En présence du bourgmestre Abert Demuyter et de nombreux invités, parmi lesquels M. et Mme Alex Manoogian, le 16 novembre 1986, l’archevêque de Paris bénit les 16 premières pierres de l’édifice. En tenue de cérémonie, les 16 généreux parrains de l’église vont symboliquement déposer leur pierre en fond d’excavation. L’acte de naissance de l’église est enfoui là où s’érigera le chœur.
Après 3 ans d’efforts communs, notoires ou anonymes, l’œuvre originale de l’architecte Mardikian apparaît dans toute sa sobre beauté et, le 6 mai 1990, est fixée la date son inauguration. Le catholicos Vasken Ier annonce qu’il présidera la cérémonie de consécration célébrée par l’archevêque de Paris. La foule des fidèles et le très nombreux public présents ce dimanche auront la divine surprise de voir arriver en cortège, côte à côte, le catholicos Vasken Ier et le catholicos Karékine II de Cilicie et, pour la première fois, de les voir présider conjointement une cérémonie et bénir ensemble la nombreuse assistance, au premier rang de laquelle le représentant du roi des Belges.
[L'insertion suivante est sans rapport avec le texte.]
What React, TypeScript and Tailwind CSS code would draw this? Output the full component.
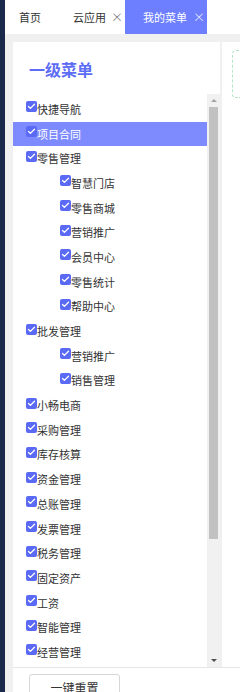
import { Check } from "lucide-react";

type Item = { label: string; level: 1 | 2; active?: boolean };

const items: Item[] = [
  { label: "快捷导航", level: 1 },
  { label: "项目合同", level: 1, active: true },
  { label: "零售管理", level: 1 },
  { label: "智慧门店", level: 2 },
  { label: "零售商城", level: 2 },
  { label: "营销推广", level: 2 },
  { label: "会员中心", level: 2 },
  { label: "零售统计", level: 2 },
  { label: "帮助中心", level: 2 },
  { label: "批发管理", level: 1 },
  { label: "营销推广", level: 2 },
  { label: "销售管理", level: 2 },
  { label: "小畅电商", level: 1 },
  { label: "采购管理", level: 1 },
  { label: "库存核算", level: 1 },
  { label: "资金管理", level: 1 },
  { label: "总账管理", level: 1 },
  { label: "发票管理", level: 1 },
  { label: "税务管理", level: 1 },
  { label: "固定资产", level: 1 },
  { label: "工资", level: 1 },
  { label: "智能管理", level: 1 },
  { label: "经营管理", level: 1 },
];

function TreeRow({ item }: { item: Item }) {
  return (
    <div
      className={`flex h-[24.7px] shrink-0 items-center ${item.level === 1 ? "pl-[13px]" : "pl-[47px]"} ${
        item.active ? "bg-[#7d8bff] text-white" : "text-[#333]"
      }`}
    >
      <span className="mt-[-5px] flex h-[11px] w-[11px] items-center justify-center rounded-[2px] bg-[#5b6af5]">
        <Check size={9} strokeWidth={3.5} className="text-white" />
      </span>
      <span className="leading-none">{item.label}</span>
    </div>
  );
}

export default function App() {
  return (
    <div
      className="flex h-[692px] w-[240px] overflow-hidden bg-[#f0f0f0]"
      style={{ fontFamily: '"Noto Sans CJK SC", "Noto Sans", sans-serif' }}
    >
      <div className="w-[5px] shrink-0 bg-[#1b2a4b]" />

      <div className="flex min-w-0 flex-1 flex-col">
        {/* tabs */}
        <div className="flex h-[34px] shrink-0 items-stretch bg-white text-[11px]">
          <div className="flex w-[52px] items-center pl-[14px] text-[#333]">首页</div>
          <div className="flex w-[68px] items-center pl-[16px] text-[#333]">
            云应用
            <span className="ml-[5px] text-[12px] font-light text-[#555]">×</span>
          </div>
          <div className="flex w-[82px] items-center bg-[#6d7fff] pl-[18px] text-white">
            我的菜单
            <span className="ml-[6px] text-[12px] font-light">×</span>
          </div>
        </div>

        {/* content */}
        <div className="flex min-h-0 flex-1 flex-col pl-[8px] pt-[8px]">
          <div className="flex min-h-0 flex-1">
            <div className="flex w-[207px] shrink-0 flex-col bg-white">
              <div className="h-[52px] shrink-0 pl-[16px] pt-[17px] text-[16px] font-bold leading-[20px] text-[#5c6cf5]">
                一级菜单
              </div>
              <div className="flex min-h-0 flex-1">
                <div className="flex min-w-0 flex-1 flex-col overflow-hidden pt-[3px] text-[11px]">
                  {items.map((it, i) => (
                    <TreeRow key={i} item={it} />
                  ))}
                </div>
                <div className="flex w-[13px] shrink-0 flex-col bg-[#f1f1f1]">
                  <div className="flex h-[13px] items-center justify-center">
                    <span className="h-0 w-0 border-x-[3px] border-b-[3px] border-x-transparent border-b-[#a3a3a3]" />
                  </div>
                  <div className="mx-[2px] h-[432px] bg-[#c1c1c1]" />
                  <div className="flex-1" />
                  <div className="flex h-[13px] items-center justify-center">
                    <span className="h-0 w-0 border-x-[3px] border-t-[3px] border-x-transparent border-t-[#505050]" />
                  </div>
                </div>
              </div>
            </div>
            <div className="ml-[2px] flex-1 bg-white pl-[10px] pt-[8px]">
              <div className="h-[48px] rounded-l-[4px] border border-r-0 border-dashed border-[#b2e6c6]" />
            </div>
          </div>

          {/* footer */}
          <div className="h-[25px] shrink-0 border-t border-[#e6e6e6] bg-white pl-[16px] pt-[6px]">
            <button className="flex h-[28px] w-[91px] items-center justify-center rounded-[3px] border border-[#d6d6d6] bg-white text-[12px] text-[#333]">
              一键重置
            </button>
          </div>
        </div>
      </div>
    </div>
  );
}
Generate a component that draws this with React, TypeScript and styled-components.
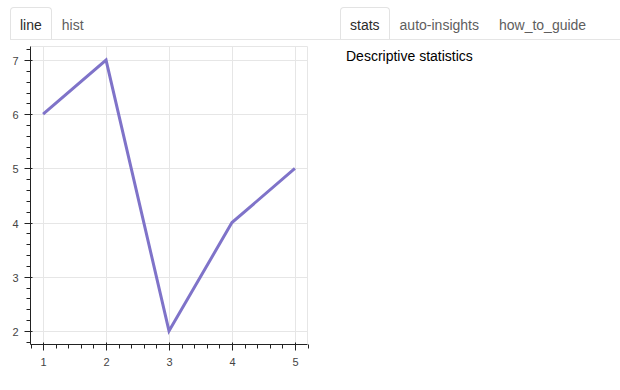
import React from "react";
import styled, { createGlobalStyle } from "styled-components";

const Global = createGlobalStyle`
  html, body { margin: 0; padding: 0; background: #fff; }
  body { font-family: "Liberation Sans", Arial, Helvetica, sans-serif; }
`;

const Page = styled.div`
  display: flex;
  align-items: flex-start;
  width: 620px;
  height: 390px;
  overflow: hidden;
`;

const Panel = styled.section<{ $width: number; $offset: number }>`
  display: flex;
  flex-direction: column;
  width: ${(p) => p.$width}px;
  margin-left: ${(p) => p.$offset}px;
`;

const TabBar = styled.div`
  display: flex;
  align-items: flex-end;
  height: 40px;
  padding-top: 7px;
  box-sizing: border-box;
  border-bottom: 1px solid #e5e5e5;
`;

const Tab = styled.div<{ $active?: boolean }>`
  box-sizing: border-box;
  height: 32px;
  padding: 9px 9px 0;
  font-size: 14px;
  line-height: 16px;
  white-space: nowrap;
  color: ${(p) => (p.$active ? "#2b2b2b" : "#5e5e5e")};
  border: 1px solid ${(p) => (p.$active ? "#e3e3e3" : "transparent")};
  border-bottom: none;
  border-radius: 4px 4px 0 0;
  background: #fff;
`;

const Content = styled.div`
  padding: 7px 0 0 6px;
  font-size: 14px;
  line-height: 18px;
  color: #000;
`;

const ChartSvg = styled.svg`
  display: block;
`;

const X0 = 30.5;
const X1 = 307.5;
const Y0 = 46.5;
const Y1 = 344.5;
const XMIN = 0.8;
const XMAX = 5.2;
const YMIN = 1.75;
const YMAX = 7.25;

const sx = (x: number) => X0 + ((x - XMIN) / (XMAX - XMIN)) * (X1 - X0);
const sy = (y: number) => Y1 - ((y - YMIN) / (YMAX - YMIN)) * (Y1 - Y0);

const data: [number, number][] = [
  [1, 6],
  [2, 7],
  [3, 2],
  [4, 4],
  [5, 5],
];

const range = (a: number, b: number, step: number) => {
  const out: number[] = [];
  for (let v = a; v <= b + 1e-9; v += step) out.push(Math.round(v * 100) / 100);
  return out;
};

const Chart: React.FC = () => {
  const xMajor = [1, 2, 3, 4, 5];
  const yMajor = [2, 3, 4, 5, 6, 7];
  const xMinor = range(0.8, 5.2, 0.2);
  const yMinor = range(1.8, 7.2, 0.2);
  const grid = "#e6e6e6";
  const axis = "#222";
  const label = "#444";
  const pts = data.map(([x, y]) => `${sx(x)},${sy(y)}`).join(" ");
  return (
    <ChartSvg width={320} height={350} viewBox="10 40 320 350">
      {xMajor.map((x) => (
        <line key={`gx${x}`} x1={Math.round(sx(x)) + 0.5} x2={Math.round(sx(x)) + 0.5} y1={Y0} y2={Y1} stroke={grid} strokeWidth={1} />
      ))}
      {yMajor.map((y) => (
        <line key={`gy${y}`} x1={X0} x2={X1} y1={Math.round(sy(y)) + 0.5} y2={Math.round(sy(y)) + 0.5} stroke={grid} strokeWidth={1} />
      ))}
      <line x1={X0} x2={X1} y1={Y0} y2={Y0} stroke={grid} />
      <line x1={X1} x2={X1} y1={Y0} y2={Y1} stroke={grid} />
      <polyline points={pts} fill="none" stroke="#7f73c9" strokeWidth={3} strokeLinejoin="miter" />
      <line x1={X0} x2={X0} y1={Y0} y2={Y1} stroke={axis} strokeWidth={1} />
      {yMinor.map((y) => (
        <line key={`ym${y}`} x1={X0 - 4} x2={X0} y1={Math.round(sy(y)) + 0.5} y2={Math.round(sy(y)) + 0.5} stroke={axis} />
      ))}
      {yMajor.map((y) => (
        <line key={`yM${y}`} x1={X0 - 6} x2={X0 + 2} y1={Math.round(sy(y)) + 0.5} y2={Math.round(sy(y)) + 0.5} stroke={axis} />
      ))}
      {yMajor.map((y) => (
        <text
          key={`yl${y}`}
          x={18.5}
          y={Math.round(sy(y)) + 4.5}
          textAnchor="end"
          fontSize={11}
          fill={label}
          fontFamily='"Liberation Sans", Arial, sans-serif'
        >
          {y}
        </text>
      ))}
      <line x1={X0} x2={X1} y1={Y1} y2={Y1} stroke={axis} strokeWidth={1} />
      {xMinor.map((x) => (
        <line key={`xm${x}`} x1={Math.round(sx(x)) + 0.5} x2={Math.round(sx(x)) + 0.5} y1={Y1} y2={Y1 + 4} stroke={axis} />
      ))}
      {xMajor.map((x) => (
        <line key={`xM${x}`} x1={Math.round(sx(x)) + 0.5} x2={Math.round(sx(x)) + 0.5} y1={Y1 - 2} y2={Y1 + 6} stroke={axis} />
      ))}
      {xMajor.map((x) => (
        <text
          key={`xl${x}`}
          x={Math.round(sx(x)) + 0.5}
          y={365.5}
          textAnchor="middle"
          fontSize={11}
          fill={label}
          fontFamily='"Liberation Sans", Arial, sans-serif'
        >
          {x}
        </text>
      ))}
    </ChartSvg>
  );
};

export default function App() {
  return (
    <>
      <Global />
      <Page>
        <Panel $width={330} $offset={10}>
          <TabBar>
            <Tab $active>line</Tab>
            <Tab>hist</Tab>
          </TabBar>
          <Chart />
        </Panel>
        <Panel $width={280} $offset={0}>
          <TabBar>
            <Tab $active>stats</Tab>
            <Tab>auto-insights</Tab>
            <Tab>how_to_guide</Tab>
          </TabBar>
          <Content>Descriptive statistics</Content>
        </Panel>
      </Page>
    </>
  );
}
Ce sera aussi l’occasion pour le futur Révérend Père Zadik Avedikian, membre de la suite et interprète du patriarche suprême, de rencontrer ceux dont il est aujourd’hui le pasteur.
L’église Sainte Marie-Madeleine a fait de notre communauté une communauté arménienne fidèle à l’image de notre vieille nation. Sa réalisation prodigieuse a été possible grâce à la force que nous donnent, depuis près d’un siècle, des institutions démocratiques et unitaires, dont nous pouvons être fiers. Et tout cela – estil besoin de le préciser ? - sans qu’il en coûte rien à notre chère patrie d’accueil.